Por: Maximiliano Catalisano

Educar no es solo transmitir información o entrenar habilidades. Es, ante todo, un acto profundamente humano que compromete valores, responsabilidades y decisiones morales. Enseñar sin ética sería como navegar sin brújula: se puede avanzar, pero sin dirección clara. Cada gesto del docente, cada palabra elegida, cada norma establecida o diálogo que se genera en el aula revela una postura ética. La educación, en su sentido más auténtico, se sostiene sobre el respeto, la justicia, la verdad y el compromiso con el otro. En un mundo saturado de datos y tecnología, recordar que el centro del acto educativo sigue siendo una relación humana es más necesario que nunca.

La ética, en el contexto escolar, no se reduce a un conjunto de reglas. Es una manera de mirar, de actuar y de vincularse. Es la conciencia de que lo que se enseña y cómo se enseña deja huellas que van más allá del aula. El docente que decide educar con ética no lo hace por obligación, sino por convicción: porque entiende que cada alumno es una persona con dignidad y que toda intervención educativa tiene un impacto en su modo de ver el mundo. Esa conciencia moral convierte la enseñanza en un acto de responsabilidad y en una forma de servicio.

Desde los inicios de la filosofía, la ética estuvo unida al aprendizaje. Sócrates afirmaba que enseñar era ayudar a descubrir el bien dentro de uno mismo.
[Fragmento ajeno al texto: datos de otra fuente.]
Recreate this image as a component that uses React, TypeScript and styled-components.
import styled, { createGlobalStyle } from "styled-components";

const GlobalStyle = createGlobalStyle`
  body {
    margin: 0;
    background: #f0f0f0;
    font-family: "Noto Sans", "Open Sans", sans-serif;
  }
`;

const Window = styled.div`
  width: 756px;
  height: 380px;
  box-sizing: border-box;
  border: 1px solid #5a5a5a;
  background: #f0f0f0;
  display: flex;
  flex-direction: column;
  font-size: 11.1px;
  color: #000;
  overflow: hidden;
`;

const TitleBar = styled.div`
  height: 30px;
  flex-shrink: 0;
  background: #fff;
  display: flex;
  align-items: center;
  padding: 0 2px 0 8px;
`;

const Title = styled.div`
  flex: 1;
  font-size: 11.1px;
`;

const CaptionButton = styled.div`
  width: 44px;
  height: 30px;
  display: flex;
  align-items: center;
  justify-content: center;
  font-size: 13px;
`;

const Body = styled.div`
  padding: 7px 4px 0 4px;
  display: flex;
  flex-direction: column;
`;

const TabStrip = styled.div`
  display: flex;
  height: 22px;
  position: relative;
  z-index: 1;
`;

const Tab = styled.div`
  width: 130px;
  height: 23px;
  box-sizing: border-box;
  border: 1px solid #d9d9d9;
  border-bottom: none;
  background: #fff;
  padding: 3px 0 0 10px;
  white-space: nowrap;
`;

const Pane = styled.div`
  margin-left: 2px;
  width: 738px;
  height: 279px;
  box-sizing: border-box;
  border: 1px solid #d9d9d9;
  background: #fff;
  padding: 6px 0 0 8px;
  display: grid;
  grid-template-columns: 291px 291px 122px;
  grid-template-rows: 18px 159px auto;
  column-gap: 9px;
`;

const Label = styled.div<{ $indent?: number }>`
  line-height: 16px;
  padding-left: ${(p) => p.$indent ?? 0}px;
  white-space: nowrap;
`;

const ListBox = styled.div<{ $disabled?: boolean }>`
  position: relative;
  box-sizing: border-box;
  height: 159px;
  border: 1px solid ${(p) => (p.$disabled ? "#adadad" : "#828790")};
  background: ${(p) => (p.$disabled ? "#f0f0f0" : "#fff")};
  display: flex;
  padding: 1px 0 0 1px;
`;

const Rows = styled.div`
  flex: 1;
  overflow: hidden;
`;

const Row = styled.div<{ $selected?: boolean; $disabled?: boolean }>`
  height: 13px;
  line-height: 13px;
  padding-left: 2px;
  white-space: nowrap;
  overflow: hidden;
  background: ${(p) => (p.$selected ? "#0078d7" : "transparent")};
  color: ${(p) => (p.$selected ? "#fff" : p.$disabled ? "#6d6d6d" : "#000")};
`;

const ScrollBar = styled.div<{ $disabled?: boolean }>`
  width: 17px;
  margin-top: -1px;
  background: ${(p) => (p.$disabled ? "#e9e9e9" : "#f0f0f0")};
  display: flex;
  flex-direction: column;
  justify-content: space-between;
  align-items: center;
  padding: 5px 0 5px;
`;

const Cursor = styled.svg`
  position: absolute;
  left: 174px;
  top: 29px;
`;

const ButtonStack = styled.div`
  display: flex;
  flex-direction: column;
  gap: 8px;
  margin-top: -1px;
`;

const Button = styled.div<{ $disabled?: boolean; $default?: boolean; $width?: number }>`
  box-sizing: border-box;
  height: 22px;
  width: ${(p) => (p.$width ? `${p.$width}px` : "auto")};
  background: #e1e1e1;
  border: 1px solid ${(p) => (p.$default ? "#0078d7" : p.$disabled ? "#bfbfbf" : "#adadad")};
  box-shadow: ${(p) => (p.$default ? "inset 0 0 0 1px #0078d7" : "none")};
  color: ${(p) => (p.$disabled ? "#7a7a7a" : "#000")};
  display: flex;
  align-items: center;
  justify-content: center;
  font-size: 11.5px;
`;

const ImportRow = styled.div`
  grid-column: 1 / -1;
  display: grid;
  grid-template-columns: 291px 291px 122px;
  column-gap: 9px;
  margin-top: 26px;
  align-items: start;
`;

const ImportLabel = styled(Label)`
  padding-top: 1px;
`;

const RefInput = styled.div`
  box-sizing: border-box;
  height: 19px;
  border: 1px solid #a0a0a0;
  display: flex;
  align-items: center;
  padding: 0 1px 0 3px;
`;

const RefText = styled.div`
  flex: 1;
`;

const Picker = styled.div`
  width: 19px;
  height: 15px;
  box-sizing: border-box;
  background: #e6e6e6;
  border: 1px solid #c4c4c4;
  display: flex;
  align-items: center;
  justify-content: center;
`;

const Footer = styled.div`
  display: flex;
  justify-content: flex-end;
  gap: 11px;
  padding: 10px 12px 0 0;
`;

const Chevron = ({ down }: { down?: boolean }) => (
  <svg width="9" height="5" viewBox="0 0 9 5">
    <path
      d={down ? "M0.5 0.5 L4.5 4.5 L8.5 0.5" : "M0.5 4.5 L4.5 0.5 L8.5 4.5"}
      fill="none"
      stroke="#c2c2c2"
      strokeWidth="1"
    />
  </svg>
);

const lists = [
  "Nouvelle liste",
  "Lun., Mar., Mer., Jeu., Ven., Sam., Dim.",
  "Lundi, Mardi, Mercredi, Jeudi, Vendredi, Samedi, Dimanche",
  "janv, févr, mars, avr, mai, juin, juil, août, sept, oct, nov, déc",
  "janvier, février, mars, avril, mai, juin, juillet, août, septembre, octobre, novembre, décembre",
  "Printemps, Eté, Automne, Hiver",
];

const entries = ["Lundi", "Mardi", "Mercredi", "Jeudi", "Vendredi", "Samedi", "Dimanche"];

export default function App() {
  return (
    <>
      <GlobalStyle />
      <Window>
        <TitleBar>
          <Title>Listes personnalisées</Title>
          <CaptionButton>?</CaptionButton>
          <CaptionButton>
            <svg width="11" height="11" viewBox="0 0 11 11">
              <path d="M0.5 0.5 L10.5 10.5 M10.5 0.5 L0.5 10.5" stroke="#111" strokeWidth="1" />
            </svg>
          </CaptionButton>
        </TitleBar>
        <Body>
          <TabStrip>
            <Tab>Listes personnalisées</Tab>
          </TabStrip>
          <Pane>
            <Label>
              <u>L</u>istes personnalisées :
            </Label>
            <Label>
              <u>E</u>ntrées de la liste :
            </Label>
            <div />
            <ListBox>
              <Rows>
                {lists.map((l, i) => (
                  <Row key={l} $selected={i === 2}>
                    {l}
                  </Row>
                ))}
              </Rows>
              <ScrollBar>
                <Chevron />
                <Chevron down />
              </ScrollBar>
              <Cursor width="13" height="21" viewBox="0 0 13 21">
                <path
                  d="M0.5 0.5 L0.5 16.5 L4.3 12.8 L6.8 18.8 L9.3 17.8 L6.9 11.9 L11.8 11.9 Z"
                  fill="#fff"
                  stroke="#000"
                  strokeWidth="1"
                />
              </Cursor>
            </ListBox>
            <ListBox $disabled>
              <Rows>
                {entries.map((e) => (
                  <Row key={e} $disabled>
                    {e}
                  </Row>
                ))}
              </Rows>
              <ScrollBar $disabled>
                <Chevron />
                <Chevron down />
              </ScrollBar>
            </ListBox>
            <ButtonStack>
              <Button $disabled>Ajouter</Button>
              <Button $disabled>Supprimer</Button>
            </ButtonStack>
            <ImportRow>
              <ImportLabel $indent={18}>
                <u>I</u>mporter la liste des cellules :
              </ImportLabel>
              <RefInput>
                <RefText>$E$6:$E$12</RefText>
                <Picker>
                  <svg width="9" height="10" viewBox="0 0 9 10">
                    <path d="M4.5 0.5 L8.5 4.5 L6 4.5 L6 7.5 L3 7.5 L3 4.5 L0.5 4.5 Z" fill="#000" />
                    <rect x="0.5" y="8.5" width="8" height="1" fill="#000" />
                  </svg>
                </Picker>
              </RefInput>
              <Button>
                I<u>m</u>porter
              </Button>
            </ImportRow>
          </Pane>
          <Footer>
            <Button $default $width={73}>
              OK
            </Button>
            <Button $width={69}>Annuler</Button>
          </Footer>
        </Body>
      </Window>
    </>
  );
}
Aristóteles consideraba que la educación debía formar el carácter antes que la mente, porque solo una persona buena podía usar el conocimiento para el bien común. Los antiguos no separaban el saber de la virtud. Para ellos, aprender implicaba transformarse, no solo informarse. Esa idea debería recuperar su fuerza en la educación contemporánea, donde muchas veces se mide el éxito escolar por los resultados y no por la calidad humana de los vínculos que se construyen.
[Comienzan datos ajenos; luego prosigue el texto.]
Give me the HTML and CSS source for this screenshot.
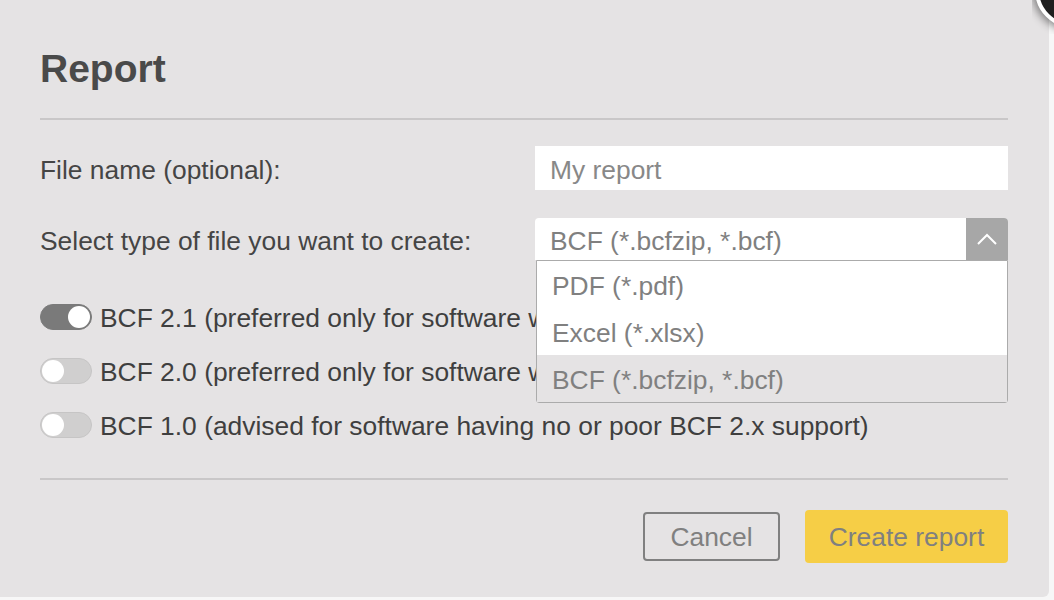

Educar éticamente no significa adoctrinar ni imponer valores, sino invitar a pensar. El aula puede ser un espacio de reflexión moral donde se debata, se escuche y se aprenda a convivir. La ética se enseña más por el ejemplo que por el discurso. Un docente que trata a sus alumnos con respeto, que escucha con paciencia, que cumple su palabra y que busca la verdad en lugar de imponerla, está formando ciudadanos íntegros. La ética no es un contenido más del currículum: es el modo en que se encarna todo lo que se enseña.

En la práctica, esto se traduce en decisiones cotidianas. Elegir cómo evaluar, cómo resolver un conflicto, cómo reaccionar ante el error o la falta de motivación son actos éticos. Cada una de esas decisiones refleja una concepción del ser humano y de la educación. La ética no se ve, pero se siente. Se percibe en el clima de aula, en la confianza que los estudiantes depositan en el docente, en el sentido de justicia que perciben en la escuela. Cuando una institución educativa se guía por valores éticos, genera un entorno donde los alumnos aprenden no solo contenidos, sino actitudes: la honestidad, la empatía, la responsabilidad y la solidaridad.
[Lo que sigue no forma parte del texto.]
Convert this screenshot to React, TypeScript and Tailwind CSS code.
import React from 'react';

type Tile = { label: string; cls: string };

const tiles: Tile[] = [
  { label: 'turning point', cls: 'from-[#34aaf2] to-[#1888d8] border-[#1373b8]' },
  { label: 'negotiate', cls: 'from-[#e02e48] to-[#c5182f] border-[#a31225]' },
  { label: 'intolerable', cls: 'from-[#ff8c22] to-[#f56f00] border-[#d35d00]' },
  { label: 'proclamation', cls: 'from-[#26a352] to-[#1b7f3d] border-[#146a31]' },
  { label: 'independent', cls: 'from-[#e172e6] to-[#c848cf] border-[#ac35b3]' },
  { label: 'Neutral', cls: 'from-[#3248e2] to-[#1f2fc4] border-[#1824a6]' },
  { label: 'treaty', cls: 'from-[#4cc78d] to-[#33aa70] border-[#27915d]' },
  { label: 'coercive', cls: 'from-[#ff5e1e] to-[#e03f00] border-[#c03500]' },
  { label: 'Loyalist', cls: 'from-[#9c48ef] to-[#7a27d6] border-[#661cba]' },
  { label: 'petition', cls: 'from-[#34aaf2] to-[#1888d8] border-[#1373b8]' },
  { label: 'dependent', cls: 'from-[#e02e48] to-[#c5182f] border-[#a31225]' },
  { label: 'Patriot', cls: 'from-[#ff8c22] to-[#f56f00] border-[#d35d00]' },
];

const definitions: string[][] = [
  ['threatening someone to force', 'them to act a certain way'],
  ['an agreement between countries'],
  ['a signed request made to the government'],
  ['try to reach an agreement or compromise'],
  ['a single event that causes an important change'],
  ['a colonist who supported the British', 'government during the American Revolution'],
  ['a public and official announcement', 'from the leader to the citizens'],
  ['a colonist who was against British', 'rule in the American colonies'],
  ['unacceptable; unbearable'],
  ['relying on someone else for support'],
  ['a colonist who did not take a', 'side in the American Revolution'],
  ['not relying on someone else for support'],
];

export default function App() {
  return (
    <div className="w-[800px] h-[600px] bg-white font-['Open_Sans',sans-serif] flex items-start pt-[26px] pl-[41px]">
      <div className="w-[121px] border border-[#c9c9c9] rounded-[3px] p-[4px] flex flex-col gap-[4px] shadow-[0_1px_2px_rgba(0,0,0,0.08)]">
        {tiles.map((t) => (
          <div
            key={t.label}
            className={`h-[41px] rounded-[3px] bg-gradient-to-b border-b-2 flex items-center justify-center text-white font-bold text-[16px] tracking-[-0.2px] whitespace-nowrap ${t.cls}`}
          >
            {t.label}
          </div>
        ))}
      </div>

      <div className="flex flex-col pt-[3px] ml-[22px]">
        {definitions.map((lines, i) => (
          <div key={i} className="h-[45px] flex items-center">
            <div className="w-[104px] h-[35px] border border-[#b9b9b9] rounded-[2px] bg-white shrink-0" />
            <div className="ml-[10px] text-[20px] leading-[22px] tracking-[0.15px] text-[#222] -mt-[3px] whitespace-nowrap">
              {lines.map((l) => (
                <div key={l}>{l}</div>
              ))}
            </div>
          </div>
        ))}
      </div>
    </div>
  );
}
El acto educativo es un encuentro entre personas, no entre roles. Y en ese encuentro se pone en juego la libertad y la dignidad de ambos. El docente tiene el poder de orientar, pero también la responsabilidad de no dominar. Enseñar éticamente implica reconocer los límites del propio poder y abrir espacio al diálogo. La educación, entendida desde la ética, no busca moldear al otro a imagen del maestro, sino acompañarlo a descubrir su propio camino.

Las nuevas tecnologías, las redes sociales y el acceso ilimitado a la información hacen más urgente esta reflexión. Hoy los jóvenes aprenden de múltiples fuentes y en distintos contextos. En medio de ese ruido digital, la ética del docente actúa como un faro que ayuda a discernir lo verdadero de lo superficial. La escuela tiene la misión de formar mentes críticas, pero también corazones responsables. No basta con enseñar a pensar: hay que enseñar a pensar bien, con sentido moral y compromiso social.

Educar con ética es también una forma de resistencia frente a la deshumanización. En tiempos donde todo tiende a medirse en términos de resultados o productividad, el acto educativo rescata la dimensión del encuentro, del cuidado y del respeto. Es un recordatorio de que enseñar implica comprometerse con la vida del otro, no solo con su rendimiento. Cuando un docente enseña desde la ética, enseña con el alma.

La ética, en definitiva, da sentido a la educación. Sin ella, el conocimiento se vuelve un instrumento vacío, sin dirección. Con ella, el aprendizaje se convierte en un camino de transformación personal y social. Los docentes que enseñan con ética no solo forman estudiantes más competentes, sino personas más conscientes. La ética no se impone, se inspira; no se dicta, se muestra. Y tal vez por eso, la educación más valiosa no es la que deja un título, sino la que deja una huella moral.